Rows from a dataset of pages and code:
## begin

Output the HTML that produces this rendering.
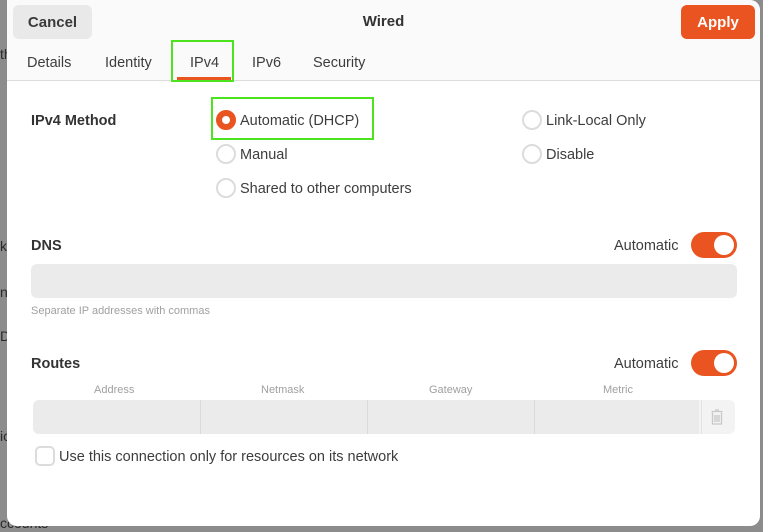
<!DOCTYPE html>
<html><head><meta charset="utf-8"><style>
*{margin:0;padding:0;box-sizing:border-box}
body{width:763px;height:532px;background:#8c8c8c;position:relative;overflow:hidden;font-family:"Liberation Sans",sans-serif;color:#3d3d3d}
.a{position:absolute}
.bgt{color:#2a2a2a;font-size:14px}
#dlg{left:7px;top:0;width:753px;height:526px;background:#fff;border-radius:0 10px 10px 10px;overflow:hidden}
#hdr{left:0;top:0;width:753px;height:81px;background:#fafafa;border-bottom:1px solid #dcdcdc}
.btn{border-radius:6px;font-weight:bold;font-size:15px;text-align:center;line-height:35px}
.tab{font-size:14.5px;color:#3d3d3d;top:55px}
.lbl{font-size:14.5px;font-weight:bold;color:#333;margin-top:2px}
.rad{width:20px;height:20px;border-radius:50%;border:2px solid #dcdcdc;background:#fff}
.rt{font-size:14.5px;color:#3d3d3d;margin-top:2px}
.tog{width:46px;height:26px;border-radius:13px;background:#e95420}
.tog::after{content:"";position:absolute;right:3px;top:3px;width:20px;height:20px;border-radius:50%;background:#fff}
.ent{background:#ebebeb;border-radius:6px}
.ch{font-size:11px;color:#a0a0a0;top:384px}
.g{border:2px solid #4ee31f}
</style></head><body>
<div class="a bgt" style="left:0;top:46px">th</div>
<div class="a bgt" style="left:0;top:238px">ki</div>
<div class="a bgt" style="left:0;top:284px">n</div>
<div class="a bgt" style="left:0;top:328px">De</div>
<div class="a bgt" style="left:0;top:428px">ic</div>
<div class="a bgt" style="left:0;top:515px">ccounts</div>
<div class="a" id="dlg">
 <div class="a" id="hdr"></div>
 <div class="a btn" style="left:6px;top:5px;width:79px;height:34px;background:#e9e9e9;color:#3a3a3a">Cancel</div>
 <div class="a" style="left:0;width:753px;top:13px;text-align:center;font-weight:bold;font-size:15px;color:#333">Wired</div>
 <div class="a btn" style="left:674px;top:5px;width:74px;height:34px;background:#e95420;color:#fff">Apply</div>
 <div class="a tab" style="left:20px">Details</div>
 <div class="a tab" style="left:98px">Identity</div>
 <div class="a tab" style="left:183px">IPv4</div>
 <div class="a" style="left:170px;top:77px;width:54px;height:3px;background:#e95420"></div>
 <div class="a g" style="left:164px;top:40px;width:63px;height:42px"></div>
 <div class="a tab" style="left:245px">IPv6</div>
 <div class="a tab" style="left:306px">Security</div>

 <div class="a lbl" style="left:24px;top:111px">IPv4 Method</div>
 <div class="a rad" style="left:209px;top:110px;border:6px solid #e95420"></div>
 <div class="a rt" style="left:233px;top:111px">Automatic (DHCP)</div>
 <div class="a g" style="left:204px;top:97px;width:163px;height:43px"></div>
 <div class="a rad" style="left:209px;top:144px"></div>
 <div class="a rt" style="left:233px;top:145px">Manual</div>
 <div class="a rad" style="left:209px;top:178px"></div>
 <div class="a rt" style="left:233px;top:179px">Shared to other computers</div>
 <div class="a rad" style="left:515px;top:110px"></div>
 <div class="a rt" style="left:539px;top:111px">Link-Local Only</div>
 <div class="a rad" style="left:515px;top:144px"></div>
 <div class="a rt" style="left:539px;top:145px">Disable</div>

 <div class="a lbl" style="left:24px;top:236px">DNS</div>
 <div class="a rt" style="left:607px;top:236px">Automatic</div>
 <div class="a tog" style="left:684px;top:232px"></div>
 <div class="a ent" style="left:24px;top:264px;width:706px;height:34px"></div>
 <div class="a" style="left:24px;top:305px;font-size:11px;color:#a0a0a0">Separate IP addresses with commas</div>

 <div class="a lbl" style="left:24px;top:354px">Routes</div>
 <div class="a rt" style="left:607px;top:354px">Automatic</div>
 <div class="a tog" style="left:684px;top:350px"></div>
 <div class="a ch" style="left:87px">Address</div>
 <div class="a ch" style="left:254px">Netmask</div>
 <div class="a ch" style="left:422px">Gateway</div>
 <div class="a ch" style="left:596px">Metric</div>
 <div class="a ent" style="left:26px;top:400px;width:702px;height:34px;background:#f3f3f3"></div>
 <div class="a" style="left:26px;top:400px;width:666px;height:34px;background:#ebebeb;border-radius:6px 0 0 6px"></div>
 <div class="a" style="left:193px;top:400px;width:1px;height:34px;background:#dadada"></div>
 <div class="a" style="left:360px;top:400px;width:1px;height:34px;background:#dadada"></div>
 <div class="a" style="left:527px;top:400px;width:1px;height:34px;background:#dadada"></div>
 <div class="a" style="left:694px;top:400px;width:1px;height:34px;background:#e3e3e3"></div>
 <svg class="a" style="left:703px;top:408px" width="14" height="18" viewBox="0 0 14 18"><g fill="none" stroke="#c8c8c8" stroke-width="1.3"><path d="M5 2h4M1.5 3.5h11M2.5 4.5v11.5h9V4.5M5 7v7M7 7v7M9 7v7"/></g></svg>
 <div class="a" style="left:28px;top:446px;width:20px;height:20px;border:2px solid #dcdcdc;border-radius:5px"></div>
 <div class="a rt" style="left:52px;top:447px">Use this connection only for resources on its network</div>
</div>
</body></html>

## end
## begin

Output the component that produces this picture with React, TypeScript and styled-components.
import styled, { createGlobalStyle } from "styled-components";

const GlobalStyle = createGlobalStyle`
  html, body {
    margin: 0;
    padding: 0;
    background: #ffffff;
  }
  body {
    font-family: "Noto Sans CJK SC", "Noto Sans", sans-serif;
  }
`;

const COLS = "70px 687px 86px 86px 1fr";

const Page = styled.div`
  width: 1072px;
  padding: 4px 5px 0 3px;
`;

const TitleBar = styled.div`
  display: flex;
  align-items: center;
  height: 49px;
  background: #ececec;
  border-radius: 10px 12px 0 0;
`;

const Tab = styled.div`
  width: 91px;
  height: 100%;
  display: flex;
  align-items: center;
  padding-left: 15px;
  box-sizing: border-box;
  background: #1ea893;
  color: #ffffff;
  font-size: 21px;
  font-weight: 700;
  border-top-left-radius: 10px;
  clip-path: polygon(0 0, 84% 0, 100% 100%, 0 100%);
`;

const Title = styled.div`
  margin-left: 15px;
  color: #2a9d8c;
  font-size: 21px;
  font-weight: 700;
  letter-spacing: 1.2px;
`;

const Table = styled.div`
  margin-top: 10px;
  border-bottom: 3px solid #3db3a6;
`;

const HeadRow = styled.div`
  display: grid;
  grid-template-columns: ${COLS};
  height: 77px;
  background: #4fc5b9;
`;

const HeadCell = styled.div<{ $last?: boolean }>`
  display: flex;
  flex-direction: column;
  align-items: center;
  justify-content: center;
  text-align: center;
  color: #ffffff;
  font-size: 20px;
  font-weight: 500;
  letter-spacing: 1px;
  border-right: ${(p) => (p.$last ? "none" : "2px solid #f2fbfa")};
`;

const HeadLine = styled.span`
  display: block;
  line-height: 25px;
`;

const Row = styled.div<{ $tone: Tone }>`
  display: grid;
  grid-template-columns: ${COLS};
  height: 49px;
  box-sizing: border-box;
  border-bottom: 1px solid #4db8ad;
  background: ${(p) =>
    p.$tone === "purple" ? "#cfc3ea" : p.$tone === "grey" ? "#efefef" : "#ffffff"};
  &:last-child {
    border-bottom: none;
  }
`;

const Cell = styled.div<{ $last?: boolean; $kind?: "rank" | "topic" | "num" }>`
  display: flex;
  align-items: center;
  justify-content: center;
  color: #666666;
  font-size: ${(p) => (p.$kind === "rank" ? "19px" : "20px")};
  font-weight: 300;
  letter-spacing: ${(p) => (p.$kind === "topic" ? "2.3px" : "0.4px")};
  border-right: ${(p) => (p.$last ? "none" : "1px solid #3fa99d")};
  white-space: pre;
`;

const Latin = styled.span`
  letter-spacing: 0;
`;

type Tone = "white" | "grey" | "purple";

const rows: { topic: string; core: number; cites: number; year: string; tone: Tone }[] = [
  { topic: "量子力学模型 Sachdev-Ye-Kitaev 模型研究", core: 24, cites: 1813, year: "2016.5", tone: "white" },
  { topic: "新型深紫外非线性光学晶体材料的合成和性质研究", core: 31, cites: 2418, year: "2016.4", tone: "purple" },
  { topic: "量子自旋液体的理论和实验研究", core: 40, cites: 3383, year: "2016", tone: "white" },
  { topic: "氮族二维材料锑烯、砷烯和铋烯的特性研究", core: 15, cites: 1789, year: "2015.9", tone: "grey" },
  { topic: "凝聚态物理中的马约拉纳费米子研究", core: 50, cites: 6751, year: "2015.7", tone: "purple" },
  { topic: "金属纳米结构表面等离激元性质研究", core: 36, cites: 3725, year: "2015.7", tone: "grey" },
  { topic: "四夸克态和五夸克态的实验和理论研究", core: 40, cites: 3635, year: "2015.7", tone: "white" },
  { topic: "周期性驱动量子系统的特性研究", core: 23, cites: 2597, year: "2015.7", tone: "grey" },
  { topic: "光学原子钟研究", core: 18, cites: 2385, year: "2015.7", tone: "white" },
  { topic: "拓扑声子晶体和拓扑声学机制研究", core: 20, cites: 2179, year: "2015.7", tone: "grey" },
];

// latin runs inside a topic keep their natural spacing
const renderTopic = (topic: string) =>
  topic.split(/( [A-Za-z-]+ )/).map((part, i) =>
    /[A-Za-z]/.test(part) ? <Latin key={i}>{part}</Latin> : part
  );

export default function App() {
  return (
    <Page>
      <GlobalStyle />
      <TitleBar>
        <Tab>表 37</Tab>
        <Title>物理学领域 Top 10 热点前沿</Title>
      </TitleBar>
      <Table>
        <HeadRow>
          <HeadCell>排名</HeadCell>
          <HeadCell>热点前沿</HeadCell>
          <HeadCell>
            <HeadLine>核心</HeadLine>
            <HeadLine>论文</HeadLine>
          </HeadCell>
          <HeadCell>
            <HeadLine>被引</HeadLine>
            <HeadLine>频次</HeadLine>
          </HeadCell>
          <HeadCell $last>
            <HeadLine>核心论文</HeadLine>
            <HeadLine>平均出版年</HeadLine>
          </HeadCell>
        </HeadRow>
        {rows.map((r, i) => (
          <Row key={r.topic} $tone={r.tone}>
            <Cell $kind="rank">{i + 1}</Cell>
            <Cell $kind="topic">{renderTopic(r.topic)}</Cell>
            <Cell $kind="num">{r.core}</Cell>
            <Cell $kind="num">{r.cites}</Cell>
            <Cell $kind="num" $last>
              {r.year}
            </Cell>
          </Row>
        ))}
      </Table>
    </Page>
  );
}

## end
## begin

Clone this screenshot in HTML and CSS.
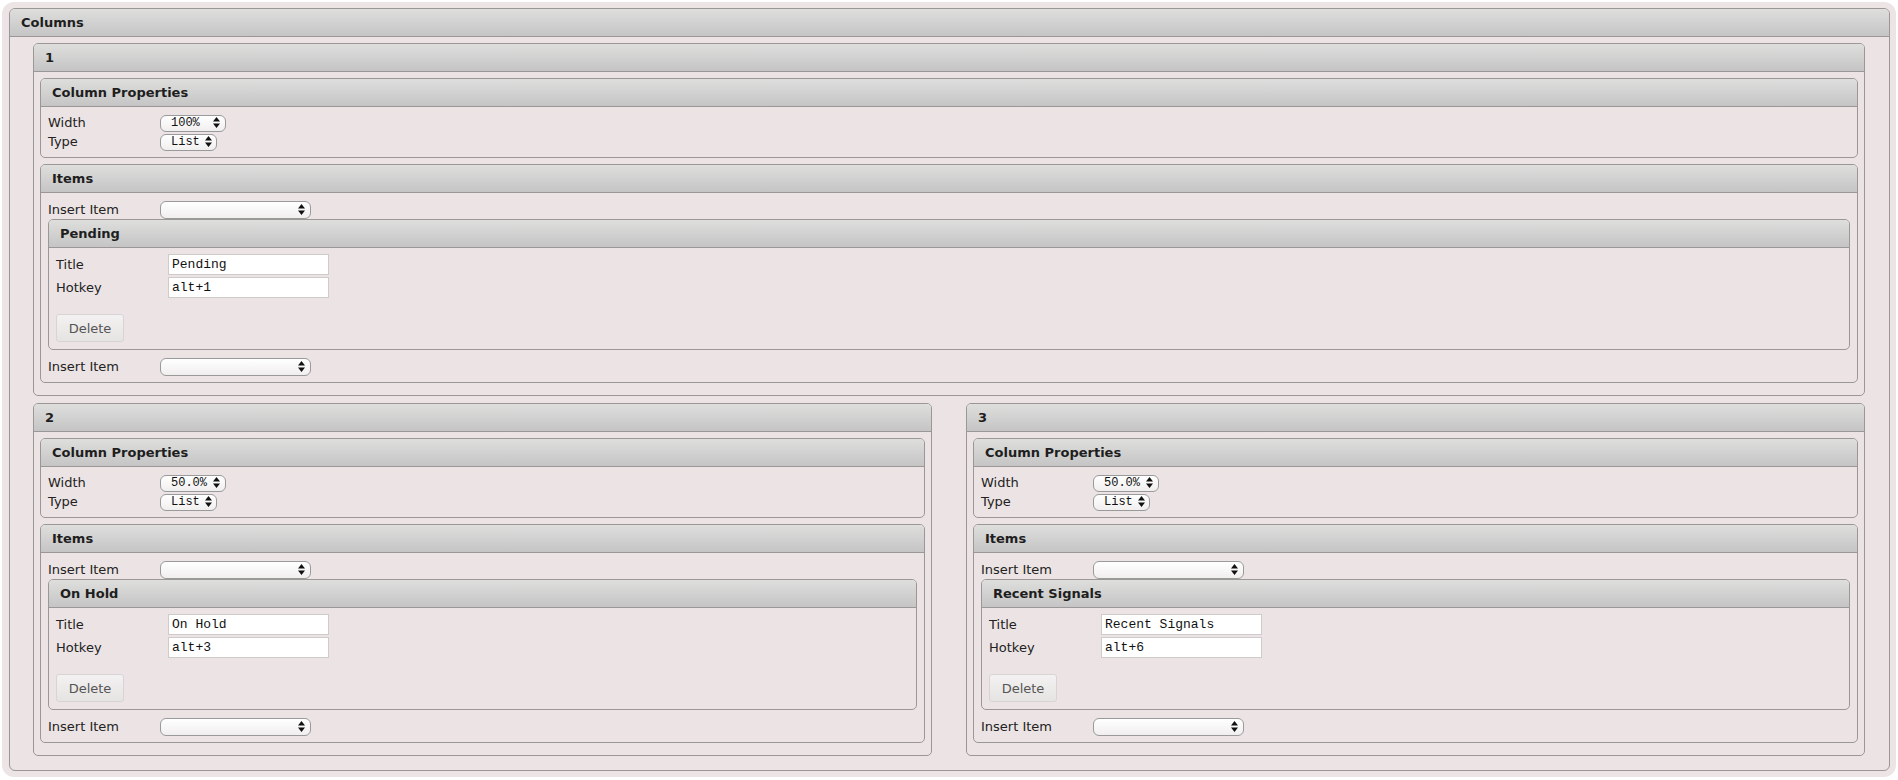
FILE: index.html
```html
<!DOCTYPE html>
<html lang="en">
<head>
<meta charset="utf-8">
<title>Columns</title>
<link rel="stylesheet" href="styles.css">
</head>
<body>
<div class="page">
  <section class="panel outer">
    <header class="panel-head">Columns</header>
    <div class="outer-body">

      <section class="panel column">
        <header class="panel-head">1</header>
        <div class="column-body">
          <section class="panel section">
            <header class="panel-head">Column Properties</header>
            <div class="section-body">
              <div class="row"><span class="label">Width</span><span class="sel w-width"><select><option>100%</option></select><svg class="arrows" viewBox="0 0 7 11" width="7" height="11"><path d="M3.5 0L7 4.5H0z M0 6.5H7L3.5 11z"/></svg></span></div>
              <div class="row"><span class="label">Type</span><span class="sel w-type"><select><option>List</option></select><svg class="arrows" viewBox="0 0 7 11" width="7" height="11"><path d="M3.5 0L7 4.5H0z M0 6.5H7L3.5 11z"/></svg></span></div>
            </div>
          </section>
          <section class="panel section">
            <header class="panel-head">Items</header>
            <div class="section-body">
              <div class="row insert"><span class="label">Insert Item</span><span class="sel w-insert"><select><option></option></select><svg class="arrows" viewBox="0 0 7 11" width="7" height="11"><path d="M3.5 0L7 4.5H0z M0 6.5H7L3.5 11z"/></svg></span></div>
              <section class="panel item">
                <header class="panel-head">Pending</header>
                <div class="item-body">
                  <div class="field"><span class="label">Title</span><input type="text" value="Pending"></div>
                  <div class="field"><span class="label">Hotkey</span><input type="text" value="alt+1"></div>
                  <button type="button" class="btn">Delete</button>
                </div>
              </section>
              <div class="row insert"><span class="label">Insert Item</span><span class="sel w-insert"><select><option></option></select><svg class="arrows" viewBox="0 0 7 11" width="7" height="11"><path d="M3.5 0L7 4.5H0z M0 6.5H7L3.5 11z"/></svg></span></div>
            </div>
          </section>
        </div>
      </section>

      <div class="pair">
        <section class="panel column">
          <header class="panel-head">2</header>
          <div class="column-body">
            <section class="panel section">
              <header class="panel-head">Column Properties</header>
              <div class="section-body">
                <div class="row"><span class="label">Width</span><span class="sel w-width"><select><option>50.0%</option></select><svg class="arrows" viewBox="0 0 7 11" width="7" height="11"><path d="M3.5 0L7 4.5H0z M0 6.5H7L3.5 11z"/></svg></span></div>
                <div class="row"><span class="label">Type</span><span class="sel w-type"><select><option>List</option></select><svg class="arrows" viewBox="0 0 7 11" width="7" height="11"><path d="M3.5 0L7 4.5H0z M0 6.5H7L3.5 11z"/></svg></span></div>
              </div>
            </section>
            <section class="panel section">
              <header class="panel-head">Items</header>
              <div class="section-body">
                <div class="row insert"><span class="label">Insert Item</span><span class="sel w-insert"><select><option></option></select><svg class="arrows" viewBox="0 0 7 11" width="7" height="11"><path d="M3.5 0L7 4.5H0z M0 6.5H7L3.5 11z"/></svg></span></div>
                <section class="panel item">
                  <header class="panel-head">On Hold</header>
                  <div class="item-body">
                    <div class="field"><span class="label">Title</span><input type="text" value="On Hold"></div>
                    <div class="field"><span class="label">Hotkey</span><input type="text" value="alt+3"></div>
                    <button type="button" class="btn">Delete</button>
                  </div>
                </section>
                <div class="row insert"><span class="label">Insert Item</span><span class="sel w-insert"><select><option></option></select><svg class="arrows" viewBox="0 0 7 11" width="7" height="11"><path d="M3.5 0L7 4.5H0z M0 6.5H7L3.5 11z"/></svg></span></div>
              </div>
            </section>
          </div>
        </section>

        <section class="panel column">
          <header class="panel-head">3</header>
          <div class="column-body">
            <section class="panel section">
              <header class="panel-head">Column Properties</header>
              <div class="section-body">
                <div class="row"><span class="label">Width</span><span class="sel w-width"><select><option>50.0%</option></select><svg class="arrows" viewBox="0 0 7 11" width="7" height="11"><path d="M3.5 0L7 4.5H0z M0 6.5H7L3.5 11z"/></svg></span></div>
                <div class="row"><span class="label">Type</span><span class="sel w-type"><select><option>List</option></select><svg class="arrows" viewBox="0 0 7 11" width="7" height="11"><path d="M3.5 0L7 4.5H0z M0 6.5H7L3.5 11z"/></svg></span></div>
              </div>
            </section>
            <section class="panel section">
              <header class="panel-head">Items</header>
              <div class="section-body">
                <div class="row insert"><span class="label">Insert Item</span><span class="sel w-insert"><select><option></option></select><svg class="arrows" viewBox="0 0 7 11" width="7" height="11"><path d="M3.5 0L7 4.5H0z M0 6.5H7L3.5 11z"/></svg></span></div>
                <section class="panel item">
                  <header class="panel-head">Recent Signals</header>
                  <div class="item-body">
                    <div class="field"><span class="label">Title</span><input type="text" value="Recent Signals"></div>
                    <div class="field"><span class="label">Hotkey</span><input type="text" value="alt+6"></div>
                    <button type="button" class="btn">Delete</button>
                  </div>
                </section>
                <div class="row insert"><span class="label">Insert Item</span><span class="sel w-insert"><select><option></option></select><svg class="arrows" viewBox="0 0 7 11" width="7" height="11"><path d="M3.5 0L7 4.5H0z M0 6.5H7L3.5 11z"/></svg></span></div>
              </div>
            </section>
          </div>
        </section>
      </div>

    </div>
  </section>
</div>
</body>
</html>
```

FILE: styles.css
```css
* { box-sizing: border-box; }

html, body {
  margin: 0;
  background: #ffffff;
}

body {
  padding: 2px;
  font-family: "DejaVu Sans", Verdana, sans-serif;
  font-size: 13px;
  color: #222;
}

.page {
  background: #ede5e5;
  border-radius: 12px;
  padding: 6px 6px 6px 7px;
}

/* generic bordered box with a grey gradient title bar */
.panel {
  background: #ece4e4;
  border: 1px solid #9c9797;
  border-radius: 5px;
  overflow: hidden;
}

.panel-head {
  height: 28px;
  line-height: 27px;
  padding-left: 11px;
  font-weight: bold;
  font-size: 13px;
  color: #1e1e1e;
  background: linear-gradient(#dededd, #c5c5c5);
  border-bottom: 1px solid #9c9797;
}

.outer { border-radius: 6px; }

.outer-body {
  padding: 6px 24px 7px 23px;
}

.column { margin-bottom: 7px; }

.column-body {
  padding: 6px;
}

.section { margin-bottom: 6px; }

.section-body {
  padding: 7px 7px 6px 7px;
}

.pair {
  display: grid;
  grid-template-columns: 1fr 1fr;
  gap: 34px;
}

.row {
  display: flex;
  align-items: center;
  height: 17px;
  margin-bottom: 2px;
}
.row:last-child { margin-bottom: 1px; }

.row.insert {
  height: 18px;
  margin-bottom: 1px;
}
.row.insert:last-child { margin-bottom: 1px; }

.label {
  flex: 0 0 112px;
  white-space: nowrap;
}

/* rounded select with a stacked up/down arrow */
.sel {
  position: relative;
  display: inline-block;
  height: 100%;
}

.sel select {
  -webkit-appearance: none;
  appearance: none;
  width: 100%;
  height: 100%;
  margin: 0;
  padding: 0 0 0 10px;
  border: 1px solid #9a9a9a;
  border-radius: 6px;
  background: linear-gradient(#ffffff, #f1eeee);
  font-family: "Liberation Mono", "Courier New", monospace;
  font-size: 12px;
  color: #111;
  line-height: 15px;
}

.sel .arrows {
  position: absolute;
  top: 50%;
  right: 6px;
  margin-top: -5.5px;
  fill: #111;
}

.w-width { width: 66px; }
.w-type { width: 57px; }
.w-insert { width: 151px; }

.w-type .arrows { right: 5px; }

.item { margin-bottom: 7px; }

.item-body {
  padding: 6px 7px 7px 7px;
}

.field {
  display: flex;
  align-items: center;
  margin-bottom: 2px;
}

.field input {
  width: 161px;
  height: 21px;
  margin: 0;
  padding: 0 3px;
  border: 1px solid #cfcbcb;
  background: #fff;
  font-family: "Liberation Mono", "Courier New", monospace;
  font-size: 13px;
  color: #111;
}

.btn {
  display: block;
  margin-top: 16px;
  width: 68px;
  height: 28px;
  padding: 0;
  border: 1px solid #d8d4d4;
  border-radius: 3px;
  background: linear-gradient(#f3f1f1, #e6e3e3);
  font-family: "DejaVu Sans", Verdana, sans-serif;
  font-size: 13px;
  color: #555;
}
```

## end

List all lines in the material containing the string "that".

**Answer to this problem**
Output the HTML that produces this rendering.
Output the component that produces this picture with React, TypeScript and styled-components.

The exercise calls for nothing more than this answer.